Athletics & Recreation / Magazine Feature

Treadmills hit 30,000 mile-mark

Treadmill users at the Coors Fitness Center have been going nowhere lately faster than ever.

In February, six of the center’s 18 commercial-grade Cybex treadmills logged 30,000 miles after only 19 months of service. Typically, it takes three to five years.

“You’re in rare air,” says Steve Suchanek, director of product management for Cybex, which manufactures the $9,000 treadmills. “It’s probably the highest (annual mileage) I’ve heard of from any university.”

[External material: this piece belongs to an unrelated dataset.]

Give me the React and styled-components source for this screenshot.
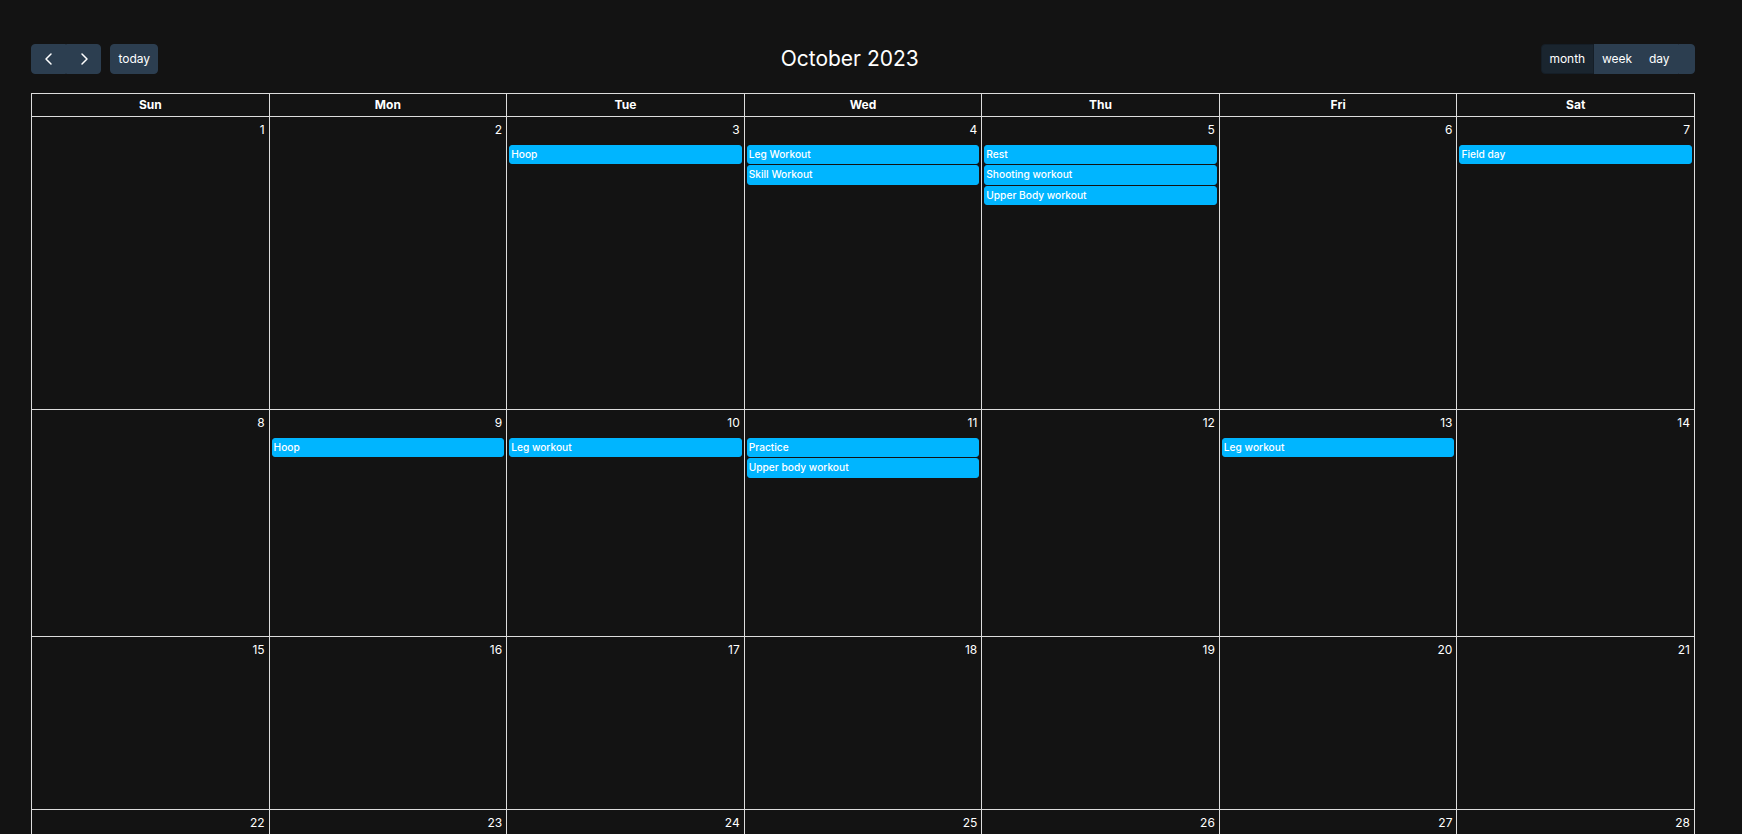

That DU runners have been grinding out so many miles so quickly is no surprise to Stu Halsall, assistant vice chancellor for recreation at the Ritchie Center. He’s seen activity rise steadily every year since the Ritchie Center opened in 1999, with students accounting for 70 percent of the fitness center’s usage and everyone else the rest.

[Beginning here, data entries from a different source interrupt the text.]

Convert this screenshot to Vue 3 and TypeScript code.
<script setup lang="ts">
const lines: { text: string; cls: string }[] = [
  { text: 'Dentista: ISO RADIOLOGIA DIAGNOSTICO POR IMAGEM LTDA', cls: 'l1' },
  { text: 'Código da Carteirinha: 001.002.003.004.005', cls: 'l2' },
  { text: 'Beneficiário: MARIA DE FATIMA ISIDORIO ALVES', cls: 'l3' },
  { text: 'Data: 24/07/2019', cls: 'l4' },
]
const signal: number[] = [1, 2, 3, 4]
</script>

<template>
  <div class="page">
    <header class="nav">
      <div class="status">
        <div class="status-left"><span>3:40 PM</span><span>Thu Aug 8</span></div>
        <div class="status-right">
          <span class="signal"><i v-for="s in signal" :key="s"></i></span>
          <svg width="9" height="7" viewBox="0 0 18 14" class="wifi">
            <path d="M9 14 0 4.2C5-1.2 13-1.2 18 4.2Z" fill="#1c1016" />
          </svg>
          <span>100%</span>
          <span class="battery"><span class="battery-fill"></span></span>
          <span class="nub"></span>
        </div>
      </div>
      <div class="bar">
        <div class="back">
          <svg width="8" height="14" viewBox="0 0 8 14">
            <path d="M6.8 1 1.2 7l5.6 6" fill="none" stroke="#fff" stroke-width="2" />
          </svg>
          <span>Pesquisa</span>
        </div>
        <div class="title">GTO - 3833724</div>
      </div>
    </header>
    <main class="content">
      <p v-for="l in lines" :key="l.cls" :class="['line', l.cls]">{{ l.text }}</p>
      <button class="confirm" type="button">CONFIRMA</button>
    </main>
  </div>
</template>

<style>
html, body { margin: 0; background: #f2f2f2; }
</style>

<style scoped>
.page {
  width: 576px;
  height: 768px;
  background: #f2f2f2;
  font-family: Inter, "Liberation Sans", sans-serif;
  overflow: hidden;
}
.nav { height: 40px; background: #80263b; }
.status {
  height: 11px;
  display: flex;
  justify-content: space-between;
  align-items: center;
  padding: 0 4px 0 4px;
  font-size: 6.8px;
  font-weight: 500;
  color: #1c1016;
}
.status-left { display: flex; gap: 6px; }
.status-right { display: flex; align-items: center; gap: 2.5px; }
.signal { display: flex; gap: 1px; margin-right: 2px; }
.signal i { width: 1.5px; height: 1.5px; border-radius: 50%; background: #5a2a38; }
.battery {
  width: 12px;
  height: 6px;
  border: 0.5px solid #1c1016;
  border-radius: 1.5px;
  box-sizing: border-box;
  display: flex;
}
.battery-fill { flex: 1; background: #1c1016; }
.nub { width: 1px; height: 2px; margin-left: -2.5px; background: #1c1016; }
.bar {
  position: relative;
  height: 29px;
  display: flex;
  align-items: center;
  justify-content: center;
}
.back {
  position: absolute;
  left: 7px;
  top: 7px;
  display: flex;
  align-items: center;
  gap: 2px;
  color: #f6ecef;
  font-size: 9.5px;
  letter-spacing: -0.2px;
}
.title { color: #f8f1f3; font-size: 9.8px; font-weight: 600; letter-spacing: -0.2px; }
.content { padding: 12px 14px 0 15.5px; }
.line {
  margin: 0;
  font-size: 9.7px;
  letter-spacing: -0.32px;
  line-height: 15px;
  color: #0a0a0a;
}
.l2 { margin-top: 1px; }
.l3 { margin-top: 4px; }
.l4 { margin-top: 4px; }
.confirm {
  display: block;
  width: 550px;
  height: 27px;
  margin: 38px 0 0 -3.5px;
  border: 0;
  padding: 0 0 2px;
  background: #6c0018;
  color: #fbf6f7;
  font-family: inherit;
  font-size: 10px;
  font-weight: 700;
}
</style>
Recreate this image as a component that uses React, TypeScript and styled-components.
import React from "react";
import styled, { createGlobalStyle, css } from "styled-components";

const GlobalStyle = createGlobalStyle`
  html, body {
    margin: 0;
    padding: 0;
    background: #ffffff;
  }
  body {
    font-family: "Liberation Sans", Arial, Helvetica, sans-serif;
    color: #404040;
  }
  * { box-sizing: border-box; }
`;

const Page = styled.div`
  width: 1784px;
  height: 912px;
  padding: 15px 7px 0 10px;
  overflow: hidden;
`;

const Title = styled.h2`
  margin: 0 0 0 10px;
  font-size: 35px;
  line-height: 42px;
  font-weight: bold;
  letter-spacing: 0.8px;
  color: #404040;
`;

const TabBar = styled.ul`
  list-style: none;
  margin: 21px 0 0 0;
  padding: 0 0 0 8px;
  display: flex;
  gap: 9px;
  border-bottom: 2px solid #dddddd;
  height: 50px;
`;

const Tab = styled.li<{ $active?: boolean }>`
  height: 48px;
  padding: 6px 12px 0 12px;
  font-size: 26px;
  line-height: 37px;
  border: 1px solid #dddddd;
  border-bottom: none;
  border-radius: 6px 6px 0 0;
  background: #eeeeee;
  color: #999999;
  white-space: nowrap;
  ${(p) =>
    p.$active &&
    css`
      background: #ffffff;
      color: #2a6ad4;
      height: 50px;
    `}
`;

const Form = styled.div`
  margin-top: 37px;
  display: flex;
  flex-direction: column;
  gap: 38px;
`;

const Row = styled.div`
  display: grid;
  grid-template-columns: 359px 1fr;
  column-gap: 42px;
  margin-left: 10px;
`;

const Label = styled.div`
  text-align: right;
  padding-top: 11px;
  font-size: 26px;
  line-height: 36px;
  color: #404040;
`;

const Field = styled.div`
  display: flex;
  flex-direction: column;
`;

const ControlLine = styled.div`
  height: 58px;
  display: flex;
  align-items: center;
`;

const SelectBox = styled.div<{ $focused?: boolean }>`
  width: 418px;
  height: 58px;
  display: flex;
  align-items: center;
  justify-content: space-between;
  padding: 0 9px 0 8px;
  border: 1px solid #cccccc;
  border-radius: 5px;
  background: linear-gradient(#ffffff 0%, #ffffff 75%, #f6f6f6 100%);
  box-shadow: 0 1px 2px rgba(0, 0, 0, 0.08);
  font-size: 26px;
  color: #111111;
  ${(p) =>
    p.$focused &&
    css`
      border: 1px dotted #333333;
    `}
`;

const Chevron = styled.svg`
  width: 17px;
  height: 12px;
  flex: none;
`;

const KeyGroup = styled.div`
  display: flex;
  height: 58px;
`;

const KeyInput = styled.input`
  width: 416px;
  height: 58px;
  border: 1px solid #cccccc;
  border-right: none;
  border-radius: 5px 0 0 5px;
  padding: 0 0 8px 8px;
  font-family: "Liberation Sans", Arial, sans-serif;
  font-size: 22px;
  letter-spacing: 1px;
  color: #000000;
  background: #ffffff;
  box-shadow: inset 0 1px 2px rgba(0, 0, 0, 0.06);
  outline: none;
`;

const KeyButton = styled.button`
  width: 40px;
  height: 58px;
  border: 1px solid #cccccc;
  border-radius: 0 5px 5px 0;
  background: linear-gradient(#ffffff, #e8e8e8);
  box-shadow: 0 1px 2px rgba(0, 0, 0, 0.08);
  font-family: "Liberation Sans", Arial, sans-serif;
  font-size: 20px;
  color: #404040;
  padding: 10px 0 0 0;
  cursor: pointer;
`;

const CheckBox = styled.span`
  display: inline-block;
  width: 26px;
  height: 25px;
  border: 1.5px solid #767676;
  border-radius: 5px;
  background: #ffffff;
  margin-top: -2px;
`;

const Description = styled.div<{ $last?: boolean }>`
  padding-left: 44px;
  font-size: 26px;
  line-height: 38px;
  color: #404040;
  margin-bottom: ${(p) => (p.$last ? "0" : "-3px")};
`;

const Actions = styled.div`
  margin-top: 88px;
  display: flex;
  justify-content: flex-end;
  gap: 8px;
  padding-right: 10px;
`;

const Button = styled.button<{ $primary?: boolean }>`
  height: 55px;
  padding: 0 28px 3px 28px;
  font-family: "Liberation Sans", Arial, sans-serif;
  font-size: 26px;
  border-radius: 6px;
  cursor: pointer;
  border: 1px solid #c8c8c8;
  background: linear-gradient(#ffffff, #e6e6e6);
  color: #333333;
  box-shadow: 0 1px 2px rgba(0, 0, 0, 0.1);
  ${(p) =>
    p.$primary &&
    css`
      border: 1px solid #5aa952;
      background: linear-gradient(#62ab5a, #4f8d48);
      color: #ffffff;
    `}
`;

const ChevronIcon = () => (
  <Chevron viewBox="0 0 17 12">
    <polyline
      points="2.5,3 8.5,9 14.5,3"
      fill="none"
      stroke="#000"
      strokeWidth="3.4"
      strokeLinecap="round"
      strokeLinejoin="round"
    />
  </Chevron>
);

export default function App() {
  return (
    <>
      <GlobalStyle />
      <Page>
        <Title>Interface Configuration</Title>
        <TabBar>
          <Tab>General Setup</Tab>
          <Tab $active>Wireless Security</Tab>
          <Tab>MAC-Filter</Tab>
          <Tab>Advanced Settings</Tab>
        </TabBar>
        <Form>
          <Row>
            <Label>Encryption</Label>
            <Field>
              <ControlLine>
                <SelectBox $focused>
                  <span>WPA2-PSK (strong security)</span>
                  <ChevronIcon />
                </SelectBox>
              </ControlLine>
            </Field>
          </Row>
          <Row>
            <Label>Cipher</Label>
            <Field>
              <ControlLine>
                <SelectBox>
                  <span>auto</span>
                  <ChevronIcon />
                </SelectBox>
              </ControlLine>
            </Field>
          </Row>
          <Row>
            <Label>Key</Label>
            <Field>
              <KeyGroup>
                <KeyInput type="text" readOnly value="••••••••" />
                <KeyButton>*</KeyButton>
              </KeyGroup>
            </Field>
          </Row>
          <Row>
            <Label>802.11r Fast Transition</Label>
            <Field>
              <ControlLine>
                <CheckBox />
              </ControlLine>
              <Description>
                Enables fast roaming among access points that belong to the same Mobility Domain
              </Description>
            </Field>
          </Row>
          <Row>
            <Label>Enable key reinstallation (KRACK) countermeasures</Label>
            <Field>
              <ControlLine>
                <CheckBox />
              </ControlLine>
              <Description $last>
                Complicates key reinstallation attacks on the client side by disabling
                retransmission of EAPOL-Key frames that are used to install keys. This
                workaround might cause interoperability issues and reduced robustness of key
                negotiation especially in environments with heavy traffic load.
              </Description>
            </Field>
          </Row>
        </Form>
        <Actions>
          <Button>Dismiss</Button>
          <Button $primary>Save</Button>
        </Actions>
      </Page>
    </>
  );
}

“We had 45,000 visits in January alone,” he says.

Still, hitting 30,000 miles was a bit of a surprise, even for Cybex representatives. They were so skeptical that DU runners had done so much so fast that they sent a technician to double-check the equipment.

“They had not seen this type of use in any fitness facility,” Halsall says.

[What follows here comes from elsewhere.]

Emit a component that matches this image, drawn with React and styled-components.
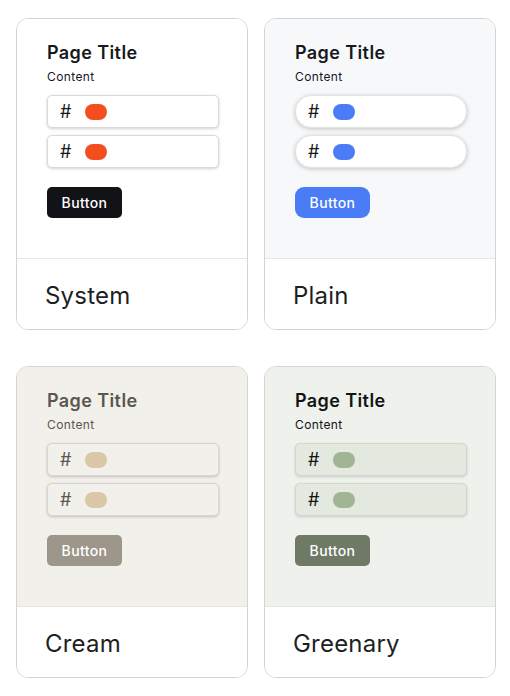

The result was six brand new motors, belts, internal parts and an installer to rebuild the machines good as new — all under warranty.

Halsall attributes the elevated treadmill use to students’ concern for fitness and wellness, a situation first recognized in 2006 when Men’s Fitness magazine ranked DU the 22nd fittest college in the nation.

Since then, Halsall’s crews have worked hard to keep the machines rotated and repaired and to retire them when necessary.

“Our cardiovascular machines are nonstop,” he says.

Cybex’s Suchanek is equally amazed, noting that the only facilities that rival DU’s rapid treadmill pace are fitness centers open round the clock, such as those at military bases.

All this over a machine that was introduced in 1818 as punishment in British prisons. Termed a “treadwheel” or “everlasting staircase,” the first treadmills handled up to 40 convicts at once walking up steps attached to the exterior of a 16-foot hollow cylinder. Prisoners stepped lively for 15 minutes followed by five minutes rest, then went back on the treadmill in a pattern that lasted up to 10 hours a day.

Witnesses described the activity, which was banned in 1902, as “a source of great terror.”

At the Ritchie Center things are different. Halsall says treadmills and their elliptical cousins are the fitness center’s most popular cardiovascular equipment, and they continue to rack up miles — one foot at time.